Repeat the listing below word for word, stopping after the line that contains "import React from 'react'".

####

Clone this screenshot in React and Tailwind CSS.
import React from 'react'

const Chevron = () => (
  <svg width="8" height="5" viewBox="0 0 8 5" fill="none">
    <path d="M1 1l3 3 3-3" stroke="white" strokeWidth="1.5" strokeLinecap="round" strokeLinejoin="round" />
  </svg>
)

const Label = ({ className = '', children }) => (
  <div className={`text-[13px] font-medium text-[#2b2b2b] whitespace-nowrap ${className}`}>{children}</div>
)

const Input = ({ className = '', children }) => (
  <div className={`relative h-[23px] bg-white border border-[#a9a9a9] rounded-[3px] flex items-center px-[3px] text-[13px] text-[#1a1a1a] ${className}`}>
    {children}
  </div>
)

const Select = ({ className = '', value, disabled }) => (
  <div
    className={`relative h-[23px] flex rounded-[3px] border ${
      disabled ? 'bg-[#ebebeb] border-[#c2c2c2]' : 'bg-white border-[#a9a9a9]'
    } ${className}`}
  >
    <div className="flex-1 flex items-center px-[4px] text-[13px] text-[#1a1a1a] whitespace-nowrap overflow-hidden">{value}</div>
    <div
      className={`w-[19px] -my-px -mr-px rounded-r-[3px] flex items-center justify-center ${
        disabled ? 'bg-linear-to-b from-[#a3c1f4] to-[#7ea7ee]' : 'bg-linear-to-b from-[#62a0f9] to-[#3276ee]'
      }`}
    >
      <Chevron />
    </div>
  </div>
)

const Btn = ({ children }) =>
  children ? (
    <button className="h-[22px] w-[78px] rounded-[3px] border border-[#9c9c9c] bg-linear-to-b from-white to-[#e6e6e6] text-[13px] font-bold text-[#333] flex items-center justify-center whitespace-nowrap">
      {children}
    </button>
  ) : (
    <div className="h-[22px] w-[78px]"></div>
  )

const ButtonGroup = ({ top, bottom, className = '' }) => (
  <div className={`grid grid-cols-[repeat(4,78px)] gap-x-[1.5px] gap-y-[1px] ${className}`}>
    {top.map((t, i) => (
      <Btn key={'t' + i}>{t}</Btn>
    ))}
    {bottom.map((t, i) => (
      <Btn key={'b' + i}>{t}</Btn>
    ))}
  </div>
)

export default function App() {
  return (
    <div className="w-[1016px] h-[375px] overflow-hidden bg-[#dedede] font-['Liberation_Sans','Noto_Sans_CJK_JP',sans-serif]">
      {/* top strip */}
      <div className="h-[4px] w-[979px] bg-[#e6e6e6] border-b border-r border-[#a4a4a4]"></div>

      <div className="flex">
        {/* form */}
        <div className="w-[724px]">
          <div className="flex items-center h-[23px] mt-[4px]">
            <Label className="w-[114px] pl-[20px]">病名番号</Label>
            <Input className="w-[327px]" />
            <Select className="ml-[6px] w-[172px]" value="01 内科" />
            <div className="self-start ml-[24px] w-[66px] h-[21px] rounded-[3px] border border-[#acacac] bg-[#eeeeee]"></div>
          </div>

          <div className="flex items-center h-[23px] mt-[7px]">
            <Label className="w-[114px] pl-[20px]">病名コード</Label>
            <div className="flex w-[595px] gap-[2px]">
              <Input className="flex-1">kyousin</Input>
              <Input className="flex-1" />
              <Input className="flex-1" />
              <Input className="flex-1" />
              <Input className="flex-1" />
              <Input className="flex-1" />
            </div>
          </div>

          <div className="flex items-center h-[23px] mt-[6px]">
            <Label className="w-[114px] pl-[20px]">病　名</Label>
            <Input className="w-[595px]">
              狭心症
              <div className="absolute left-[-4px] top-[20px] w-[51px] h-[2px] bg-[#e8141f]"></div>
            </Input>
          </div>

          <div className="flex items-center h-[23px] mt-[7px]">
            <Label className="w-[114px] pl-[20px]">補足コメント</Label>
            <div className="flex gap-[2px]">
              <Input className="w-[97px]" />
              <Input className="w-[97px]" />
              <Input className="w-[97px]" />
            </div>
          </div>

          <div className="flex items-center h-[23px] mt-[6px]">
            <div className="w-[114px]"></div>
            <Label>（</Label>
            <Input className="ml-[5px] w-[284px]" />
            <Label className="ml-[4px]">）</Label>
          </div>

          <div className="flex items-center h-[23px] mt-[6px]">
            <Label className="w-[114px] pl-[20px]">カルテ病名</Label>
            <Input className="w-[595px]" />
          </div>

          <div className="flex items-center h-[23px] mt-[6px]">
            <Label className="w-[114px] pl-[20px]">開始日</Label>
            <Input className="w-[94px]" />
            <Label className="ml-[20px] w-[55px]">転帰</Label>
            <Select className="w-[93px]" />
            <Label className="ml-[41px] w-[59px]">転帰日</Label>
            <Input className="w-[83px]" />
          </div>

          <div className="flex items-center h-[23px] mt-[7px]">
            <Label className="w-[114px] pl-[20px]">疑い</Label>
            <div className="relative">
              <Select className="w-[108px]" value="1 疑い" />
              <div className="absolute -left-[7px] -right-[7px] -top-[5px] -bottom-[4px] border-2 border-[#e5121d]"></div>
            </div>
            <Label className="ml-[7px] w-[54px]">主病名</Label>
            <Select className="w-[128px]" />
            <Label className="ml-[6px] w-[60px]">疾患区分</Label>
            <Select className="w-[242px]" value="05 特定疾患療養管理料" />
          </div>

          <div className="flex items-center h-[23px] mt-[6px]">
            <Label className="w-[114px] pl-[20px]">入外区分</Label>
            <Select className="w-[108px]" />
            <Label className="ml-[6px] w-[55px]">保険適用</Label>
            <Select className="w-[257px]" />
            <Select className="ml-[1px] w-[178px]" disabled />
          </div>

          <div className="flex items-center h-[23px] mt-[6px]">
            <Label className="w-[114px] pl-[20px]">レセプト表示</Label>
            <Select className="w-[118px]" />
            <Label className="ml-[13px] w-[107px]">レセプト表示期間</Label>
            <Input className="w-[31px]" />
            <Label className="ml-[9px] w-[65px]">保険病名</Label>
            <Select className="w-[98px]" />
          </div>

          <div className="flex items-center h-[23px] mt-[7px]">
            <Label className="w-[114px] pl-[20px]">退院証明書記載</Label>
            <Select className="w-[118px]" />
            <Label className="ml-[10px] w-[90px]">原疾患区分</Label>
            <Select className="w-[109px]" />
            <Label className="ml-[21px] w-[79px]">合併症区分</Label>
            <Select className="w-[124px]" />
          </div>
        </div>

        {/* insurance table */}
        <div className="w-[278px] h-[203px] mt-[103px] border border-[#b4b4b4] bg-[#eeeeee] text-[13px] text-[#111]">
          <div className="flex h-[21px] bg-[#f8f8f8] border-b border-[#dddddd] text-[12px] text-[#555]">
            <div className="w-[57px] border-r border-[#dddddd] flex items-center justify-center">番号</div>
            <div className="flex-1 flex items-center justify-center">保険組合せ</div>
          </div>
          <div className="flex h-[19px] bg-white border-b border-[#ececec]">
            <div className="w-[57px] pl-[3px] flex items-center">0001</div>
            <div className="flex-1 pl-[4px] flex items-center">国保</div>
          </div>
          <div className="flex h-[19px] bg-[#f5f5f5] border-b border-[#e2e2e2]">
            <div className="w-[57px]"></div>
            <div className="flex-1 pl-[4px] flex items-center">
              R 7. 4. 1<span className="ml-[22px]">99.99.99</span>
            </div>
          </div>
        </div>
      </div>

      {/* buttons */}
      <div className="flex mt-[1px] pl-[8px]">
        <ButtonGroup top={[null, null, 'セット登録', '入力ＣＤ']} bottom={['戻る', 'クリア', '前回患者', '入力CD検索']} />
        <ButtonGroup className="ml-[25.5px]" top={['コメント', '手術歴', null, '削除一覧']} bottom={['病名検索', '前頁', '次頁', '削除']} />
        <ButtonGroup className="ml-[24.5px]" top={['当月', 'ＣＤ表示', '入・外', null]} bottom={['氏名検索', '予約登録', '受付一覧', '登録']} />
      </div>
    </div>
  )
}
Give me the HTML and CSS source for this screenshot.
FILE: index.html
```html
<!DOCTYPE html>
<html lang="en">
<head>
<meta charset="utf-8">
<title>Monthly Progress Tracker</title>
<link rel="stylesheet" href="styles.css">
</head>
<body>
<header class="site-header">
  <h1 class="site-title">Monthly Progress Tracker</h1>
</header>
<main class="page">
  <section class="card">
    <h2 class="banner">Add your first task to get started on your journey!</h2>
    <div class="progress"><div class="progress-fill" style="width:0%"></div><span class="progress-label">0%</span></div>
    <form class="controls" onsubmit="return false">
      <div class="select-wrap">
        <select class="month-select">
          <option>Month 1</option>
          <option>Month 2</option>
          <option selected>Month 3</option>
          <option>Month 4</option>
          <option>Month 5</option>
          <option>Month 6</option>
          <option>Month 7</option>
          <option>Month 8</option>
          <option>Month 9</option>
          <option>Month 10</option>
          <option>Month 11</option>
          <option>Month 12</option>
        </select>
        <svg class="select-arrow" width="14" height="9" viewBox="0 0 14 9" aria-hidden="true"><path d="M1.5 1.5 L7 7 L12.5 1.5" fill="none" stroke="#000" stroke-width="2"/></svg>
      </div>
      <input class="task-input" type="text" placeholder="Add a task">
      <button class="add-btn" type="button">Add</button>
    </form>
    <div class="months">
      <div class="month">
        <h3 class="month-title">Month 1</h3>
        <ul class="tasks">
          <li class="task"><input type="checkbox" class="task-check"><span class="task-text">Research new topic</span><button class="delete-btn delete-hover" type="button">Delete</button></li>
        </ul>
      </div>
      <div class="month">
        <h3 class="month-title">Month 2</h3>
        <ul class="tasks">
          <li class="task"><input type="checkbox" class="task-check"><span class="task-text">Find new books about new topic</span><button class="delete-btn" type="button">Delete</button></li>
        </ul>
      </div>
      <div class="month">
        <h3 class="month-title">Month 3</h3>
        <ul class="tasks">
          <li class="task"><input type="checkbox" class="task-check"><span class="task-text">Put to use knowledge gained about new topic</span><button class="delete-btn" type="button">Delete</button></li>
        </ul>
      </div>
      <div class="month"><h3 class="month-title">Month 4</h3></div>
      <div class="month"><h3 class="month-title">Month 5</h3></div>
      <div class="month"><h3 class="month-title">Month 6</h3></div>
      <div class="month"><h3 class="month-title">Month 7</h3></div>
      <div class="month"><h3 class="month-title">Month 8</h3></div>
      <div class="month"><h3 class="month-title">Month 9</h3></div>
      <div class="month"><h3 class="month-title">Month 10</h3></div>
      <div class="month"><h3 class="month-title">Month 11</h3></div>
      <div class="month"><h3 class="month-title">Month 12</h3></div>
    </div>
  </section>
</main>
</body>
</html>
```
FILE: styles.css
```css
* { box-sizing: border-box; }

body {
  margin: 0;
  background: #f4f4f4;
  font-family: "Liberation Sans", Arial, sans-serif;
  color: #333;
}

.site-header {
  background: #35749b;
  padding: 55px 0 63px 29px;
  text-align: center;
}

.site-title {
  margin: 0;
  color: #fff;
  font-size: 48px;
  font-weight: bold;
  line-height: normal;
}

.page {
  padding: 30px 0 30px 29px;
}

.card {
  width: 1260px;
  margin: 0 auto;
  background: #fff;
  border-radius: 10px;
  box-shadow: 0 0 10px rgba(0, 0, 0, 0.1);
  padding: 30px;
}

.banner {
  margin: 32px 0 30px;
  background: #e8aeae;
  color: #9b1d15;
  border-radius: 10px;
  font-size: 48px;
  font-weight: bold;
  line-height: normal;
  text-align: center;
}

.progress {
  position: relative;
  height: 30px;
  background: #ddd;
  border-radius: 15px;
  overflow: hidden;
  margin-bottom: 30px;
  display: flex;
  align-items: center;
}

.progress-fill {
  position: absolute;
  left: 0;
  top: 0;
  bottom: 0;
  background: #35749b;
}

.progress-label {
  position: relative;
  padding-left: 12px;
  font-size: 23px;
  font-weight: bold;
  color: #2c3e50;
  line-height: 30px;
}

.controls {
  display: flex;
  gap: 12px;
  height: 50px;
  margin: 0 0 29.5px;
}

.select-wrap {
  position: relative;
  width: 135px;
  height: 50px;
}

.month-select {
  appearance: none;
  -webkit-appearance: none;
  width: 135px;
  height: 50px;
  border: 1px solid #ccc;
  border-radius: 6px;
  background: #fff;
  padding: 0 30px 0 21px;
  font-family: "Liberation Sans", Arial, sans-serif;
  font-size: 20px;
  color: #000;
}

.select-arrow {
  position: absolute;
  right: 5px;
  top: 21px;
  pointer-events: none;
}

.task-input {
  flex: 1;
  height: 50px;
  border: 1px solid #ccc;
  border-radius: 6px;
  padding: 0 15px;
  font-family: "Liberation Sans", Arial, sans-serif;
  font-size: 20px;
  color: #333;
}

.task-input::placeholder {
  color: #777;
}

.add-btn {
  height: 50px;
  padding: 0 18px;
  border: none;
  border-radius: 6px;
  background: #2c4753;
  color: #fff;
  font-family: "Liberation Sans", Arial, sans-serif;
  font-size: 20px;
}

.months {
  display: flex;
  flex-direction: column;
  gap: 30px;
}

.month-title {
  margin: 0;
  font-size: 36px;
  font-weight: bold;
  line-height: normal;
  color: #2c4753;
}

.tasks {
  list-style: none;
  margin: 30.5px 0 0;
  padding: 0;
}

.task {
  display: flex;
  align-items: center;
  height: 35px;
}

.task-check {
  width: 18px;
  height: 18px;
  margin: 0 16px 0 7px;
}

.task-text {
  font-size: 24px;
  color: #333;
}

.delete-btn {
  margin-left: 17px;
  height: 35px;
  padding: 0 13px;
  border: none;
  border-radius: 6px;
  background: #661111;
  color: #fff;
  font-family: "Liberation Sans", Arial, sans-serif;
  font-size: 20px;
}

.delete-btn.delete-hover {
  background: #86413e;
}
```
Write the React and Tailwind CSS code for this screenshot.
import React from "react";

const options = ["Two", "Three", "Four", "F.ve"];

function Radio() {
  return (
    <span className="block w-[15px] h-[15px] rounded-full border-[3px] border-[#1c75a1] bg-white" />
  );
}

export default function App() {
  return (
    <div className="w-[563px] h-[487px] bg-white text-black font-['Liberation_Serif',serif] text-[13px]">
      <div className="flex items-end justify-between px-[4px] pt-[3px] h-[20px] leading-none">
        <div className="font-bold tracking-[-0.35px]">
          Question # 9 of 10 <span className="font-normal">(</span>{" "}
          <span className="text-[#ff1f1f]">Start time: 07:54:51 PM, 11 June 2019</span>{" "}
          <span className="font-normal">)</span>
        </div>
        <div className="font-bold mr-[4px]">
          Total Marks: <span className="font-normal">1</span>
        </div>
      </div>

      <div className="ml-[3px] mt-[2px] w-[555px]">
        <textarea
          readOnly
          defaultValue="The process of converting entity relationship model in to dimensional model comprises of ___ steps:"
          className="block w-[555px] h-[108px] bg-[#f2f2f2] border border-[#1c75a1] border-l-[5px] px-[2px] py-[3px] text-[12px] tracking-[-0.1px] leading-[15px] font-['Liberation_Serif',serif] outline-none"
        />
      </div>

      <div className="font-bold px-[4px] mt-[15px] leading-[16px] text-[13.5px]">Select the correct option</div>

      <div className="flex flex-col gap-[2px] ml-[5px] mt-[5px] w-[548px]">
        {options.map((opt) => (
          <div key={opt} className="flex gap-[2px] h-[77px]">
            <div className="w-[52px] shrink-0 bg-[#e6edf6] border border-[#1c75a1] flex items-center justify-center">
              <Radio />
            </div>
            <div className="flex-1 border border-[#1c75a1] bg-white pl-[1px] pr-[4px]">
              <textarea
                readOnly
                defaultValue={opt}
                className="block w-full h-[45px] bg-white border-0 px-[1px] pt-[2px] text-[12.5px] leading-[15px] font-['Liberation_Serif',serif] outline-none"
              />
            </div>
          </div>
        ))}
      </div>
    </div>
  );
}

####

▶ _Task response_:
Clone this screenshot in React and Tailwind CSS.
import React from 'react'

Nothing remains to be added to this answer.